Agribusiness: Food Products In The Tariff Crosshairs
Recent focus on tariffs from countries reacting to U.S. actions have been aimed at agricultural commodities and food products. For example, a recent study by the University of Tennessee, forecast a drop of at least $4.5 billion in U.S. shipments if a 25 percent duty were imposed. And other markets such as Brazil, which is already the largest exporter of soybeans, could fill the gap left by the U.S.
The drop in international orders for U.S. meat products has processors scrambling to find room in cold storage facilities. While the example is specific, Griffin notes that the implications are cross-industry: “It’s supply and demand. Meat and poultry production in the United States has been increasing over the past decade, in part to meet the demands of a growing global population. Without international market availability we are faced with a domestic oversupply.”
In addition, some food companies, such as food and beverage companies that produce packaged goods such as soft drinks, beer, and other canned items, will feel the impact of tariffs on imported steel and aluminum prices. “We’ve seen profit warnings from multiple companies,” Griffin said. These types of tariffs can also impact an organization’s expansion plans, Griffin further explains, “we’ve seen various companies halt expansion plans due to the overall uncertainty associated with cost of goods and facilities.”
Addressing The Uncertainty
Faced with an uncertain trade future, businesses across industries affected by the new tariffs should think about their level of preparation for unplanned events, Griffin said. The tariff situation offers a lesson on rethinking long-term strategy, she said.
Griffin adds further, “The trade tariffs will expose global links and vulnerabilities, and companies can incorporate their learnings into their continuity plans.”
The uncertainty caused by the current tariff environment might be a man-made event, but it has much in common with the preparation and planning needed for natural events such as flooding or avian flu outbreaks. Companies faced with those events often consider methods for addressing exposure in the future.
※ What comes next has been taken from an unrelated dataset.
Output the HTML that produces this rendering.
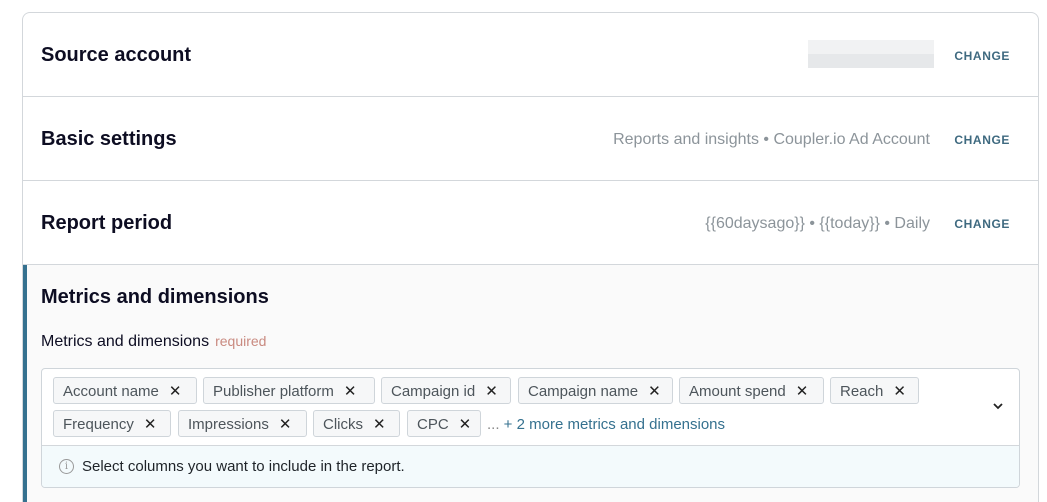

The existing tariffs exchange might be a geopolitical risk rather than a natural crisis, but it’s a risk companies should consider as they plan for their future. Minor suggests that these types of geopolitical developments can offer general lessons in business continuity planning. In addition to evaluating supply chains, companies also can consider exploring new markets for products, and perhaps new product opportunities to offset sales losses – whether caused by tariffs or any other type of disruption that affects the overall business. He notes that some organizations might not realize risk mitigation strategies can also include specialty insurance such as Trade Disruption insurance or Political Risk insurance products. Such options can help cover additional costs incurred by trade barriers or government actions that can cancel contracts or large-scale projects.
“Changes like this can be viewed as opportunity,” Minor states. Finding a path forward amidst uncertainty can lead to improvements in the overall business: “Business leaders can move from reacting to an event, to proactively anticipating one and improving their product or delivery in advance of external forces prompting them to do so.”